My dog swallowed rat poison a few days ago at my grandparent's house. They had placed one of those rat kill products that hide the poison inside food like peanut butter. And my dog got into some in the attic.

I took her to the vet right away and the vet first gave her a little bit hydrogen peroxide to get her to vomit. Thankfully she did vomit and we could identify the peanut butter. Then she was given a vitamin K injection. She's home now and a little tired but seems okay. She's still getting vitamin K supplements everyday. We have to visit a bigger veterinary clinic next week though to make sure that she has recovered and

hasn't suffered from permanent damage to her blood.

My vet said that if I hadn't noticed the situation immediately and hadn't taken her to the clinic, my dog would have probably died. I wanted to share this information here but I hope no one tries to do this treatment on their own. Because the doctor knows exactly how much vitamin K is necessary and too much hydrogen peroxide can also be bad.

Post 2

@donasmrs-- That depends on what medication the person has poisoning from. Sometimes, a medicine with the opposite effect is the antidote, but this doesn't always apply.

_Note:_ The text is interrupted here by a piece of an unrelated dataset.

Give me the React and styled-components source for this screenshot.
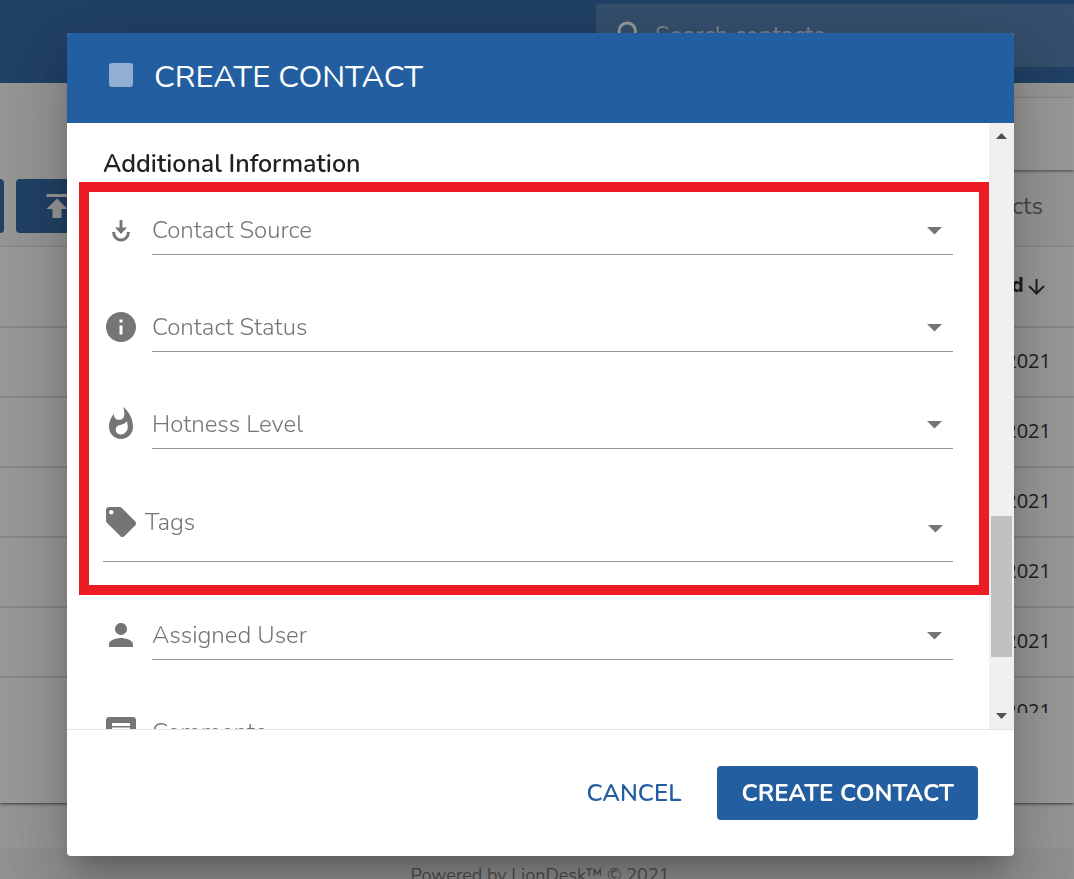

My friend's six year old son was poisoned a couple of years ago. He took her high blood pressure tablets thinking that they were candy. When he was taken to the hospital, he was administered a blood pressure raising drug because his blood pressure was going down too low. But before they did this, they did a gastric lavage. I guess he had already absorbed most of the medication into his bloodstream, that's why the antidote was necessary.

Post 1

What if someone is poisoned from medication? Would a medicine that has the opposite effect have to be given as an antidote?